The Most Luminous Known Fast Blue Optical Transient AT 2024wpp: Unprecedented Evolution and Properties in the X-Rays and Radio

We present X-ray (0.3–79 keV) and radio (0.25–203 GHz) observations of the most luminous fast blue optical transient (LFBOT) AT 2024wpp at z = 0.0868, spanning 2–280 days after first light. AT 2024wpp shows luminous (L_X ≈ 1.5 × 10⁴³ erg s⁻¹), variable X-ray emission with a Compton hump peaking at δt ≈ 50 days. The X-ray spectrum evolves from a soft (F_ν ∝ ν^−0.6) to an extremely hard state (F_ν ∝ ν^1.26) accompanied by a rebrightening at δt ≈ 50 days.
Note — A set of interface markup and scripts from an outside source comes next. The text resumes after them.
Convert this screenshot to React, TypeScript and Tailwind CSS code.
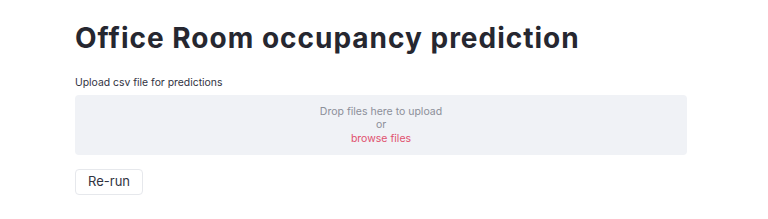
import React from "react";

export default function App() {
  return (
    <div className="w-[768px] h-[219px] bg-white overflow-hidden" style={{ fontFamily: "Inter, 'Liberation Sans', sans-serif" }}>
      <div className="pl-[75px] pr-[81px] pt-[20px]">
        <h1 className="text-[28px] leading-[36px] font-bold text-[#262730] tracking-[1px]">
          Office Room occupancy prediction
        </h1>
        <div className="mt-[20px] text-[10.4px] leading-[14px] text-[#31333f]">Upload csv file for predictions</div>
        <div className="mt-[5px] h-[60px] rounded-[4px] bg-[#f0f2f6] flex flex-col items-center justify-center text-[10.5px] leading-[13.5px]">
          <div className="text-[#8c8f99]">Drop files here to upload</div>
          <div className="text-[#8c8f99]">or</div>
          <div className="text-[#e0506e]">browse files</div>
        </div>
        <button className="mt-[14px] h-[26px] w-[68px] rounded-[4px] border border-[#e6e8ec] bg-white text-[13px] text-[#31333f] flex items-center justify-center">
          Re-run
        </button>
      </div>
    </div>
  );
}
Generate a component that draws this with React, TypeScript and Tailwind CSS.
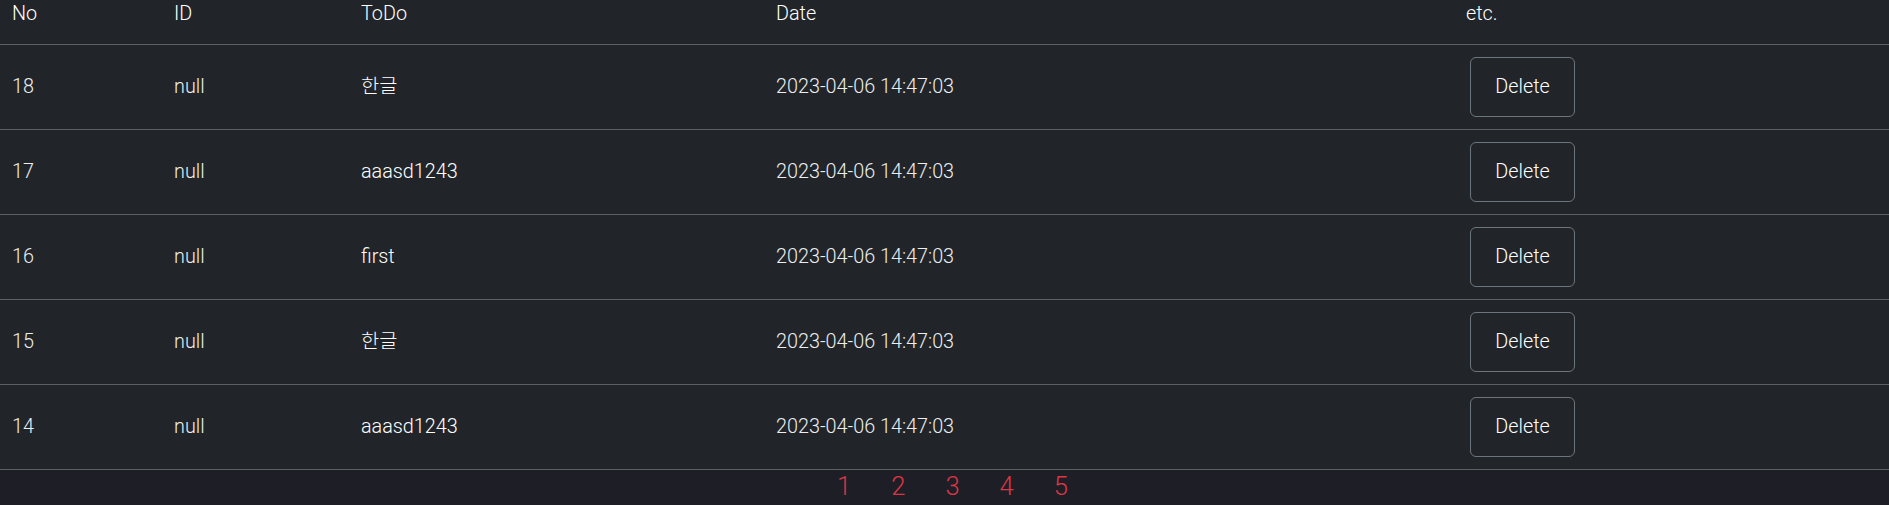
const todos = [
  { no: 18, id: "null", todo: "한글", date: "2023-04-06 14:47:03" },
  { no: 17, id: "null", todo: "aaasd1243", date: "2023-04-06 14:47:03" },
  { no: 16, id: "null", todo: "first", date: "2023-04-06 14:47:03" },
  { no: 15, id: "null", todo: "한글", date: "2023-04-06 14:47:03" },
  { no: 14, id: "null", todo: "aaasd1243", date: "2023-04-06 14:47:03" },
];

const font = {
  fontFamily: '"Roboto", "Noto Sans CJK KR", sans-serif',
};

export default function App() {
  return (
    <div
      style={font}
      className="min-h-screen bg-[#1e1f26] text-[19.8px] font-light"
    >
      <table className="w-full border-collapse bg-[#212529] text-[#eceef0]">
        <thead>
          <tr className="h-[44px] border-b border-[#5c5f63] text-left align-top leading-[1.45] text-white">
            <th className="w-[162px] px-3 font-light">No</th>
            <th className="w-[187px] px-3 font-light">ID</th>
            <th className="w-[415px] px-3 font-light">ToDo</th>
            <th className="w-[690px] px-3 font-light">Date</th>
            <th className="px-3 font-light">etc.</th>
          </tr>
        </thead>
        <tbody>
          {todos.map((t) => (
            <tr
              key={t.no}
              className="h-[85px] border-b border-[#5c5f63] align-middle leading-[1.5]"
            >
              <td className="px-3">{t.no}</td>
              <td className="px-3">{t.id}</td>
              <td className="px-3 text-white">{t.todo}</td>
              <td className="px-3">{t.date}</td>
              <td className="px-3 pl-[16px]">
                <button className="h-[60px] w-[105px] rounded-md border border-[#6c757d] text-white font-light">
                  Delete
                </button>
              </td>
            </tr>
          ))}
        </tbody>
      </table>
      <div className="flex justify-center gap-[40px] pl-[16px] pt-[4px] text-[25.6px] font-light leading-none text-[#dc3545]">
        {[1, 2, 3, 4, 5].map((n) => (
          <span key={n}>{n}</span>
        ))}
      </div>
    </div>
  );
}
The X-ray emission properties favor an embedded high-energy source shining through asymmetric expanding ejecta. We detect radio emission peaking at L_{9 GHz} ≈ 1.7 × 10²⁹ erg s⁻¹ Hz⁻¹ at δt ≈ 73 days. The spectral evolution is unprecedented: the early millimeter fluxes rise nearly an order of magnitude during δt ≈ 17–32 days, followed by a decline in spectral peak fluxes. We model the radio emission as synchrotron radiation from an expanding blast wave interacting with a dense environment (M ̇ ∼ 10⁻³ M_⊙ yr⁻¹ for v_w = 1000 km s⁻¹). The inferred outflow velocities increase from Γβc ≈ 0.07c to 0.42c during δt ≈ 32–73 days, indicating an accelerating blast wave. We interpret these observations as a shock propagating through a dense shell of radius ≈10¹⁶ cm and then accelerating into a steep density profile ρ_CSM(r) ∝ r^−3.1. All radio-bright LFBOTs exhibit similar circumstellar medium (CSM) density profiles (ρ_CSM ∝ r⁻³), suggesting similar progenitor processes. The X-ray and radio properties favor a progenitor involving super-Eddington accretion onto a compact object launching mildly relativistic disk wind outflows.